Hello!
I just started with the ELK stack few weeks ago and have spent time on the tutorial videos, hands-on, etc. I've elasticsearch-2.3.4 and logstash-2.3.4 on a Win7 PC (laptop) with 8GB RAM and 64-bit JDK1.8.
I'm trying a new way of storing my application logs (text files in custom format) and then analysing them with ELK - eventually all the application engineers will have access to the logs via the E or K interfaces. Just to try this out faster I'm initially playing with a 10MB apache log file with about 100,000 lines.
When I use logstash with the file as input and use the metrics filter and COMMONAPACHELOG grok filter and only output the metric to stdout (nothing else in the output), I get a rate_1m of around 3500.

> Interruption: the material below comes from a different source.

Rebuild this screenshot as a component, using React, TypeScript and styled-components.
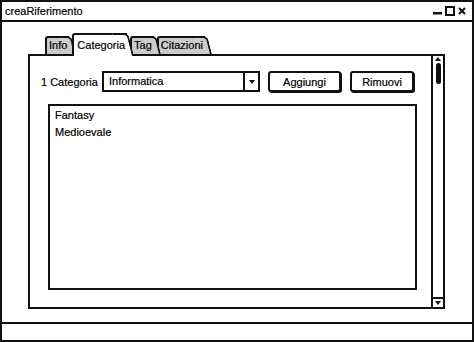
import React from "react";
import styled, { createGlobalStyle } from "styled-components";

const Global = createGlobalStyle`
  html, body { margin: 0; padding: 0; background: #fff; }
  body {
    font-family: "Liberation Sans", Arial, sans-serif;
    font-size: 11px;
    color: #000;
    -webkit-text-stroke: 0.2px #000;
  }
  * { box-sizing: border-box; }
`;

const Window = styled.div`
  width: 474px;
  height: 342px;
  border: 2px solid #111;
  display: flex;
  flex-direction: column;
  background: #fff;
`;

const TitleBar = styled.div`
  height: 20px;
  flex: none;
  border-bottom: 2px solid #111;
  display: flex;
  align-items: center;
  justify-content: space-between;
  padding: 0 4px 0 3px;
  font-size: 11px;
`;

const Controls = styled.div`
  display: flex;
  align-items: center;
  gap: 3px;
  padding-right: 2px;
`;

const Body = styled.div`
  flex: 1;
  display: flex;
  flex-direction: column;
  padding: 11px 27px 13px 26px;
  min-height: 0;
`;

const TabStrip = styled.div`
  position: relative;
  z-index: 1;
  display: flex;
  align-items: flex-end;
  height: 21px;
  padding-left: 17px;
`;

const Tab = styled.div<{ $active?: boolean; $z: number }>`
  position: relative;
  z-index: ${(p) => (p.$active ? 10 : p.$z)};
  height: ${(p) => (p.$active ? 23 : 18)}px;
  margin-bottom: ${(p) => (p.$active ? -2 : 0)}px;
  margin-right: -4px;
  padding: ${(p) => (p.$active ? "6px" : "3px")} 9px 0 ${(p) => (p.$active ? 5 : 4)}px;
  font-size: 11px;
  line-height: 13px;
  white-space: nowrap;
  &::before {
    content: "";
    position: absolute;
    left: 0;
    top: 0;
    bottom: 0;
    right: 7px;
    background: ${(p) => (p.$active ? "#fff" : "#cbcbcb")};
    border-left: 2px solid #111;
    border-top: 2px solid #111;
    border-top-left-radius: 3px;
    z-index: -1;
  }
  &::after {
    content: "";
    position: absolute;
    top: 0;
    bottom: 0;
    right: 0;
    width: 14px;
    background: ${(p) => (p.$active ? "#fff" : "#cbcbcb")};
    border-top: 2px solid #111;
    border-right: 2px solid #111;
    border-top-right-radius: 5px;
    transform: skewX(14deg);
    transform-origin: bottom right;
    z-index: -1;
  }
`;

const Panel = styled.div`
  flex: 1;
  display: flex;
  border: 2px solid #111;
  min-height: 0;
`;

const PanelContent = styled.div`
  flex: 1;
  min-width: 0;
  display: flex;
  flex-direction: column;
  gap: 12px;
  padding: 15px 14px 17px 11px;
`;

const Row = styled.div`
  display: flex;
  align-items: center;
  height: 21px;
  white-space: nowrap;
`;

const Label = styled.span`
  flex: none;
  width: 61px;
`;

const Combo = styled.div`
  flex: none;
  width: 158px;
  height: 21px;
  display: flex;
  border: 2px solid #111;
  background: #fff;
`;

const ComboText = styled.div`
  flex: 1;
  padding-left: 5px;
  line-height: 17px;
`;

const ComboButton = styled.div`
  width: 15px;
  border-left: 2px solid #111;
  display: flex;
  align-items: center;
  justify-content: center;
`;

const Button = styled.div<{ $w: number; $gap: number }>`
  flex: none;
  width: ${(p) => p.$w}px;
  height: 21px;
  margin-left: ${(p) => p.$gap}px;
  border: 2px solid #111;
  border-radius: 3px;
  box-shadow: 1px 1px 0 #111;
  display: flex;
  align-items: center;
  justify-content: center;
  background: #fff;
`;

const List = styled.div`
  flex: 1;
  margin-left: 7px;
  border: 2px solid #111;
  padding: 1px 5px;
`;

const ListItem = styled.div`
  line-height: 17px;
`;

const Scrollbar = styled.div`
  width: 12px;
  flex: none;
  border-left: 2px solid #111;
  display: flex;
  flex-direction: column;
  align-items: center;
`;

const ArrowBox = styled.div<{ $bottom?: boolean }>`
  width: 100%;
  height: ${(p) => (p.$bottom ? 10 : 6)}px;
  border-top: ${(p) => (p.$bottom ? "2px solid #111" : "none")};
  display: flex;
  align-items: center;
  justify-content: center;
  margin-top: ${(p) => (p.$bottom ? "auto" : "0")};
`;

const Thumb = styled.div`
  width: 5px;
  height: 21px;
  margin-top: 1px;
  background: #111;
  border-radius: 3px;
`;

const StatusBar = styled.div`
  height: 18px;
  flex: none;
  border-top: 2px solid #111;
`;

const Tri = ({ up }: { up?: boolean }) => (
  <svg width="6" height="4" viewBox="0 0 6 4">
    <polygon points={up ? "0,4 6,4 3,0" : "0,0 6,0 3,4"} fill="#111" />
  </svg>
);

export default function App() {
  const tabs = ["Info", "Categoria", "Tag", "Citazioni"];
  return (
    <>
      <Global />
      <Window>
        <TitleBar>
          <span>creaRiferimento</span>
          <Controls>
            <svg width="9" height="10" viewBox="0 0 9 10">
              <rect x="0" y="6" width="9" height="2.5" fill="#111" />
            </svg>
            <svg width="10" height="10" viewBox="0 0 10 10">
              <rect x="1" y="1" width="8" height="8" fill="none" stroke="#111" strokeWidth="2" />
            </svg>
            <svg width="8" height="10" viewBox="0 0 8 10">
              <path d="M1 2 L7 8 M7 2 L1 8" stroke="#111" strokeWidth="2" />
            </svg>
          </Controls>
        </TitleBar>
        <Body>
          <TabStrip>
            {tabs.map((t, i) => (
              <Tab key={t} $active={t === "Categoria"} $z={tabs.length - i}>
                {t}
              </Tab>
            ))}
          </TabStrip>
          <Panel>
            <PanelContent>
              <Row>
                <Label>1 Categoria</Label>
                <Combo>
                  <ComboText>Informatica</ComboText>
                  <ComboButton>
                    <Tri />
                  </ComboButton>
                </Combo>
                <Button $w={73} $gap={8}>Aggiungi</Button>
                <Button $w={64} $gap={9}>Rimuovi</Button>
              </Row>
              <List>
                <ListItem>Fantasy</ListItem>
                <ListItem>Medioevale</ListItem>
              </List>
            </PanelContent>
            <Scrollbar>
              <ArrowBox>
                <Tri up />
              </ArrowBox>
              <Thumb />
              <ArrowBox $bottom>
                <Tri />
              </ArrowBox>
            </Scrollbar>
          </Panel>
        </Body>
        <StatusBar />
      </Window>
    </>
  );
}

When I add elasticsearch (running on same PC) to the output of logstash, the rate_1m drops to between 200 & 300. I tried configuring elasticsearch with mlockall, ES_HEAP_SIZE of 2G, 3G (4G failed to allocate) - the performance varies between 200 & 300 with no significant change with heap changes.
My questions:
-
In my opinion, 3500 is poor performance of logstash. A perl script achieves a per minute performance of 6,000,000 on my machine for a similar match pattern and no output. Is this the performance I can expect for all the extra functionality offered by logstash?
-
Assuming I'm OK with performance around 3500 for my application, 200 is just too much of a performance drop when I add elasticsearch to the mix. The PC is definitely not loaded when this is running, CPU hovers between 25 to 75% usage, total disk IO is below 10MB/s - the PC can easily do 30-40MB/s. So, system resources are not the bottleneck here. What am I doing wrong and how can I improve this rate?